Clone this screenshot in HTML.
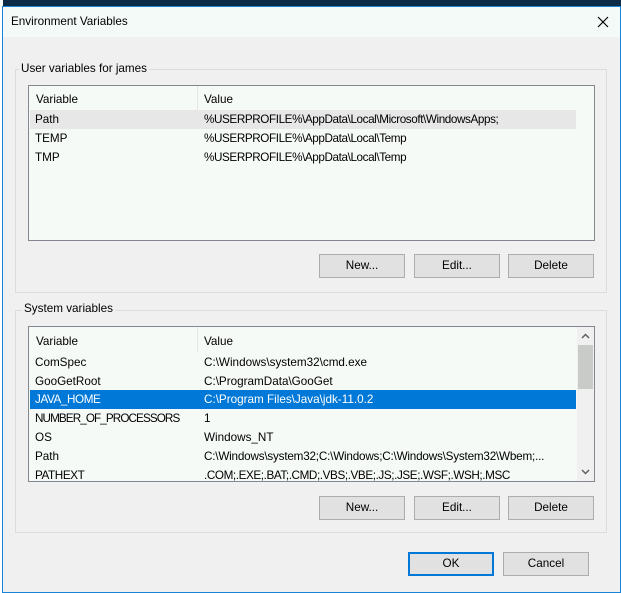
<!DOCTYPE html>
<html><head><style>
*{box-sizing:border-box;margin:0;padding:0}
body{width:621px;height:593px;overflow:hidden;background:#0b2a45;font-family:"Liberation Sans",sans-serif;font-size:11.7px;color:#000;position:relative}
.abs{position:absolute}
#dlg{left:2px;top:6px;width:619px;height:587px;background:#f0f0f0;border:1px solid #1883d7}
#title{left:0;top:0;width:617px;height:30px;background:#f4faf7}
.grp{border:1px solid #dcdcdc}
.lbl{background:#f0f0f0;padding:0 2px;line-height:14px}
.list{background:#f6faf7;border:1px solid #828790;overflow:hidden}
.row{position:absolute;left:6px;height:19px;line-height:20px;white-space:nowrap}
.btn{background:#e1e1e1;border:1px solid #adadad;text-align:center;line-height:22px;height:24px;width:86px}
.up{letter-spacing:-0.4px}
</style></head><body>
<div class="abs" style="left:0;top:0;width:3px;height:593px;background:#fff"></div>
<div id="dlg" class="abs">
<div id="title" class="abs"><span class="abs" style="left:8px;top:8px">Environment Variables</span>
<svg class="abs" style="left:594px;top:9px" width="12" height="12"><path d="M1 1L11 11M11 1L1 11" stroke="#000" stroke-width="1.2"/></svg></div>
</div>
<!-- user group -->
<div class="abs grp" style="left:15px;top:69px;width:592px;height:224px"></div>
<div class="abs lbl" style="left:19px;top:62px">User variables for james</div>
<div class="abs list" style="left:28px;top:85px;width:567px;height:156px">
 <div class="abs" style="left:168px;top:0;width:1px;height:24px;background:#e5e5e5"></div>
 <span class="abs" style="left:7px;top:7px">Variable</span><span class="abs" style="left:175px;top:7px">Value</span>
 <div class="abs" style="left:1px;top:24px;width:546px;height:19px;background:#e6e7e6"></div>
 <div class="row" style="top:24px">Path</div><div class="row up" style="left:175px;top:24px">%USERPROFILE%\AppData\Local\Microsoft\WindowsApps;</div>
 <div class="row" style="top:43px">TEMP</div><div class="row up" style="left:175px;top:43px">%USERPROFILE%\AppData\Local\Temp</div>
 <div class="row" style="top:62px">TMP</div><div class="row up" style="left:175px;top:62px">%USERPROFILE%\AppData\Local\Temp</div>
</div>
<div class="abs btn" style="left:319px;top:254px">New...</div>
<div class="abs btn" style="left:414px;top:254px">Edit...</div>
<div class="abs btn" style="left:508px;top:254px">Delete</div>
<!-- system group -->
<div class="abs grp" style="left:15px;top:310px;width:592px;height:223px"></div>
<div class="abs lbl" style="left:22px;top:302px">System variables</div>
<div class="abs list" style="left:28px;top:326px;width:567px;height:156px">
 <div class="abs" style="left:168px;top:0;width:1px;height:25px;background:#e5e5e5"></div>
 <span class="abs" style="left:7px;top:8px">Variable</span><span class="abs" style="left:175px;top:8px">Value</span>
 <div class="row" style="top:26px">ComSpec</div><div class="row" style="left:175px;top:26px">C:\Windows\system32\cmd.exe</div>
 <div class="row" style="top:45px">GooGetRoot</div><div class="row" style="left:175px;top:45px">C:\ProgramData\GooGet</div>
 <div class="abs" style="left:1px;top:63px;width:546px;height:19px;background:#0078d7"></div>
 <div class="row up" style="top:63px;color:#fff">JAVA_HOME</div><div class="row" style="left:175px;top:63px;color:#fff">C:\Program Files\Java\jdk-11.0.2</div>
 <div class="row" style="top:82px;letter-spacing:-0.9px">NUMBER_OF_PROCESSORS</div><div class="row" style="left:175px;top:82px">1</div>
 <div class="row" style="top:101px">OS</div><div class="row" style="left:175px;top:101px">Windows_NT</div>
 <div class="row" style="top:120px">Path</div><div class="row" style="left:175px;top:120px;letter-spacing:-0.2px">C:\Windows\system32;C:\Windows;C:\Windows\System32\Wbem;...</div>
 <div class="row up" style="top:139px">PATHEXT</div><div class="row up" style="left:175px;top:139px">.COM;.EXE;.BAT;.CMD;.VBS;.VBE;.JS;.JSE;.WSF;.WSH;.MSC</div>
 <div class="abs" style="left:548px;top:0;width:17px;height:154px;background:#f0f0f0"></div>
 <div class="abs" style="left:549px;top:18px;width:15px;height:44px;background:#c8cbc8"></div>
 <svg class="abs" style="left:551px;top:5px" width="11" height="8"><path d="M2 6L5.5 2.5L9 6" fill="none" stroke="#606060" stroke-width="1.5"/></svg>
 <svg class="abs" style="left:551px;top:141px" width="11" height="8"><path d="M2 2L5.5 5.5L9 2" fill="none" stroke="#606060" stroke-width="1.5"/></svg>
</div>
<div class="abs btn" style="left:319px;top:496px">New...</div>
<div class="abs btn" style="left:414px;top:496px">Edit...</div>
<div class="abs btn" style="left:508px;top:496px">Delete</div>
<div class="abs btn" style="left:408px;top:552px;width:86px;border:2px solid #0078d7;line-height:20px">OK</div>
<div class="abs btn" style="left:503px;top:552px">Cancel</div>
</body></html>
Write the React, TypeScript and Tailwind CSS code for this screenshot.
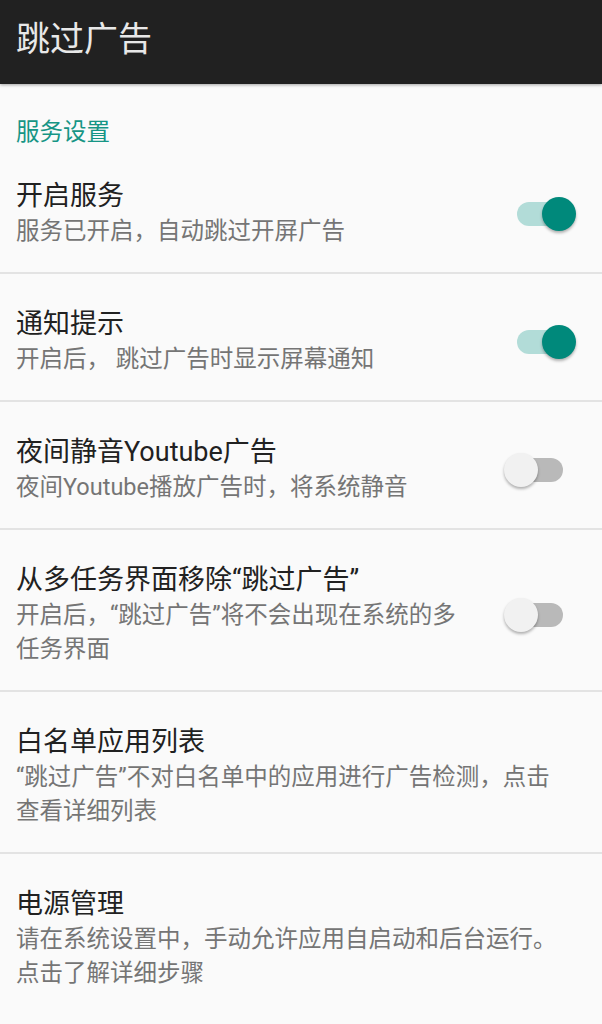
const font = { fontFamily: 'Roboto, "Noto Sans CJK SC", sans-serif' };

type Item = {
  title: string;
  summary: string;
  toggle?: boolean;
};

const items: Item[] = [
  { title: "开启服务", summary: "服务已开启，自动跳过开屏广告", toggle: true },
  { title: "通知提示", summary: "开启后， 跳过广告时显示屏幕通知", toggle: true },
  { title: "夜间静音Youtube广告", summary: "夜间Youtube播放广告时，将系统静音", toggle: false },
  {
    title: "从多任务界面移除“跳过广告”",
    summary: "开启后，“跳过广告”将不会出现在系统的多任务界面",
    toggle: false,
  },
  { title: "白名单应用列表", summary: "“跳过广告”不对白名单中的应用进行广告检测，点击查看详细列表" },
  { title: "电源管理", summary: "请在系统设置中，手动允许应用自启动和后台运行。点击了解详细步骤" },
];

function Switch({ on }: { on: boolean }) {
  return (
    <div className="relative h-[34px] w-[72px] shrink-0">
      <div
        className={
          "absolute left-[13px] top-[5px] h-[24px] w-[46px] rounded-full " +
          (on ? "bg-[#b2dcd8]" : "bg-[#b9b9b9]")
        }
      />
      <div
        className={
          "absolute top-0 h-[34px] w-[34px] rounded-full shadow-[0_2px_3px_rgba(0,0,0,0.3)] " +
          (on ? "left-[38px] bg-[#00897b]" : "left-0 bg-[#f1f1f1]")
        }
      />
    </div>
  );
}

export default function App() {
  return (
    <div className="min-h-[1024px] w-[602px] bg-[#fafafa]" style={font}>
      <header className="relative z-10 flex h-[84px] items-center bg-[#212121] px-4 shadow-[0_1px_3px_rgba(0,0,0,0.35)]">
        <h1 className="mb-[6px] text-[34px] leading-none text-[#e8e8e8]">跳过广告</h1>
      </header>
      <div className="px-4 pt-[34px] text-[23.5px] leading-[28px] text-[#169585]">服务设置</div>
      {items.map((item, i) => (
        <div key={item.title}>
          <div
            className={
              "flex items-center pl-4 pt-[33px] pb-[24px] " +
              (item.toggle === undefined ? "pr-[38px]" : "pr-[26px]")
            }
          >
            <div className={item.toggle === undefined ? "flex-1" : "w-[450px] shrink-0"}>
              <div className="text-[27px] leading-[35px] text-[#212121]">{item.title}</div>
              <div className="text-[23.5px] leading-[34px] text-[#757575]">{item.summary}</div>
            </div>
            {item.toggle !== undefined && (
              <div className="flex flex-1 justify-end">
                <Switch on={item.toggle} />
              </div>
            )}
          </div>
          {i < items.length - 1 && <div className="h-[2px] bg-[#e3e3e3]" />}
        </div>
      ))}
    </div>
  );
}
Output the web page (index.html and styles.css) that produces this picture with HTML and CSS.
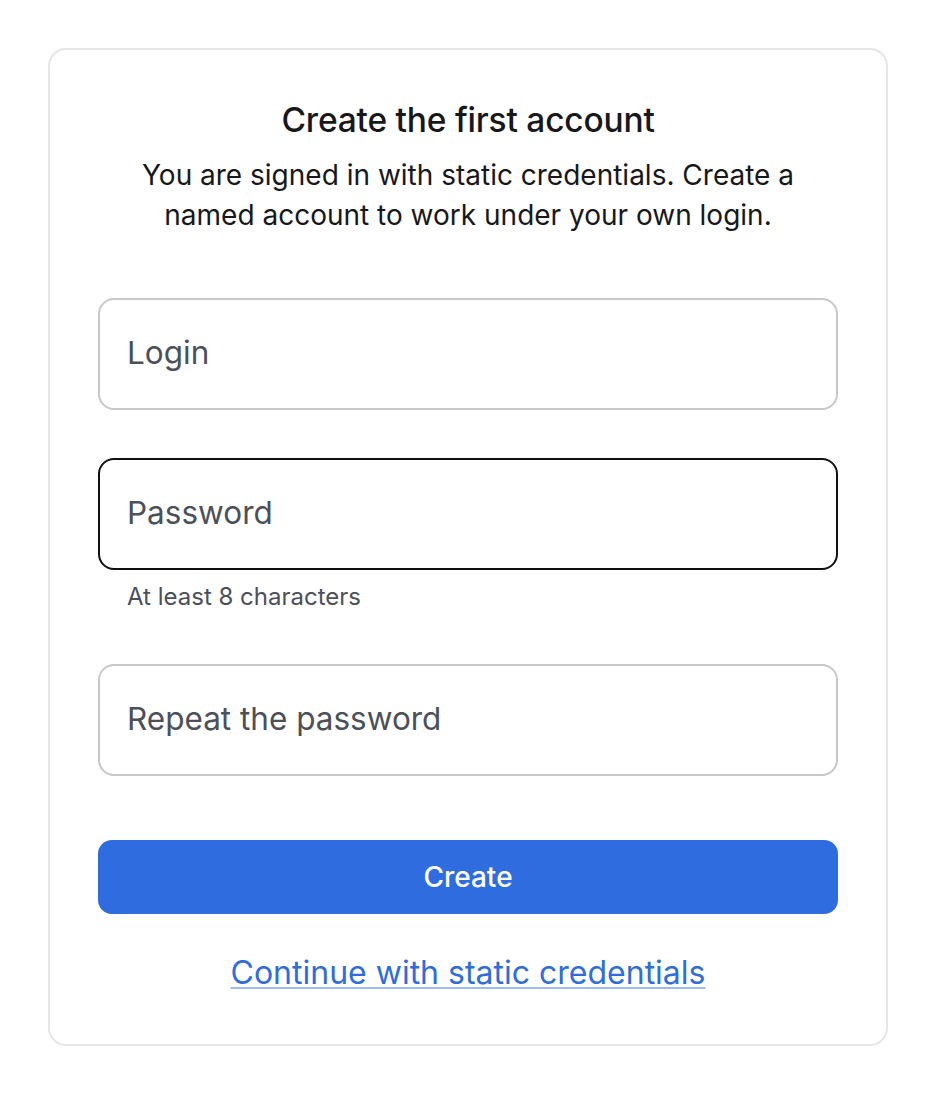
FILE: index.html
```html
<!DOCTYPE html>
<html lang="en">
<head>
<meta charset="utf-8">
<title>Create the first account</title>
<link rel="stylesheet" href="styles.css">
</head>
<body>
<main class="page">
  <section class="card">
    <h1 class="title">Create the first account</h1>
    <p class="subtitle">You are signed in with static credentials. Create a named account to work under your own login.</p>
    <form class="form">
      <div class="field">
        <input class="input" type="text" placeholder="Login">
      </div>
      <div class="field">
        <input class="input input-focus" type="password" placeholder="Password">
        <div class="hint">At least 8 characters</div>
      </div>
      <div class="field">
        <input class="input" type="password" placeholder="Repeat the password">
      </div>
      <button class="btn" type="button">Create</button>
      <a class="link" href="#">Continue with static credentials</a>
    </form>
  </section>
</main>
</body>
</html>
```
FILE: styles.css
```css
* { box-sizing: border-box; }
html, body { margin: 0; padding: 0; background: #ffffff; }
body { font-family: Inter, "Noto Sans", sans-serif; color: #18181b; }
.page { padding: 48px; }
.card {
  width: 840px;
  height: 998px;
  border: 2px solid #e6e6e9;
  border-radius: 18px;
  padding: 48px 48px;
  display: flex;
  flex-direction: column;
  align-items: center;
}
.title {
  margin: 0;
  font-size: 33.5px;
  line-height: 44px;
  font-weight: 500;
  letter-spacing: -0.2px;
  color: #18181b;
}
.subtitle {
  margin: 13px 0 0;
  text-align: center;
  font-size: 28px;
  line-height: 40px;
  color: #18181b;
  max-width: 690px;
}
.form {
  width: 740px;
  margin-top: 63px;
  display: flex;
  flex-direction: column;
}
.field { margin-bottom: 48px; }
.input {
  display: block;
  width: 100%;
  height: 112px;
  border: 2px solid #c8c8cb;
  border-radius: 16px;
  padding: 0 27px 3px;
  font-family: inherit;
  font-size: 31.5px;
  color: #18181b;
  background: #fff;
  outline: none;
}
.input::placeholder { color: #4b5059; }
.input-focus { border-color: #111111; }
.hint {
  margin-top: 13px;
  margin-bottom: 5px;
  padding-left: 29px;
  font-size: 24px;
  line-height: 28px;
  color: #4b5059;
}
.btn {
  margin-top: 16px;
  height: 74px;
  border: none;
  border-radius: 14px;
  background: #2f6ce0;
  color: #fff;
  font-family: inherit;
  font-size: 28px;
  font-weight: 500;
}
.link {
  margin-top: 39px;
  align-self: center;
  font-size: 32px;
  line-height: 40px;
  color: #2f6ce0;
  text-decoration: underline;
  text-decoration-color: #9fbaf0;
  text-decoration-thickness: 2px;
  text-underline-offset: 3px;
}
```
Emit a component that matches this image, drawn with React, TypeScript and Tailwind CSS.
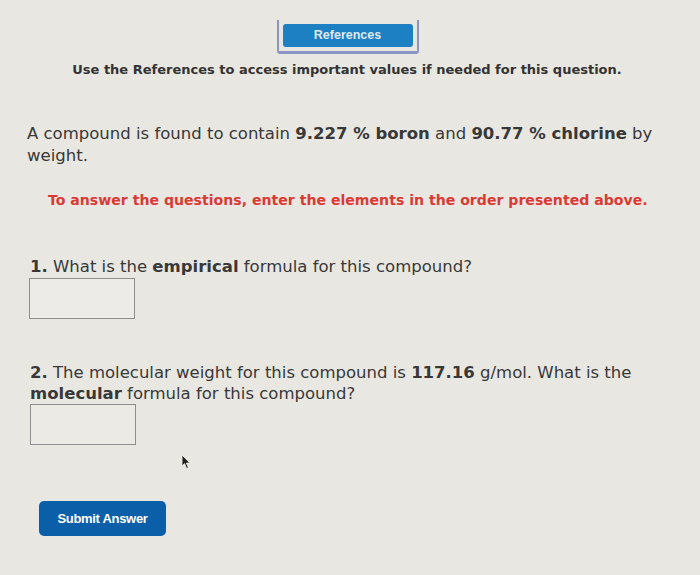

——

REQUIRED TASK
Exactly how many lines of the material contain the word "that"? Write the number alone.

THE RESULT
2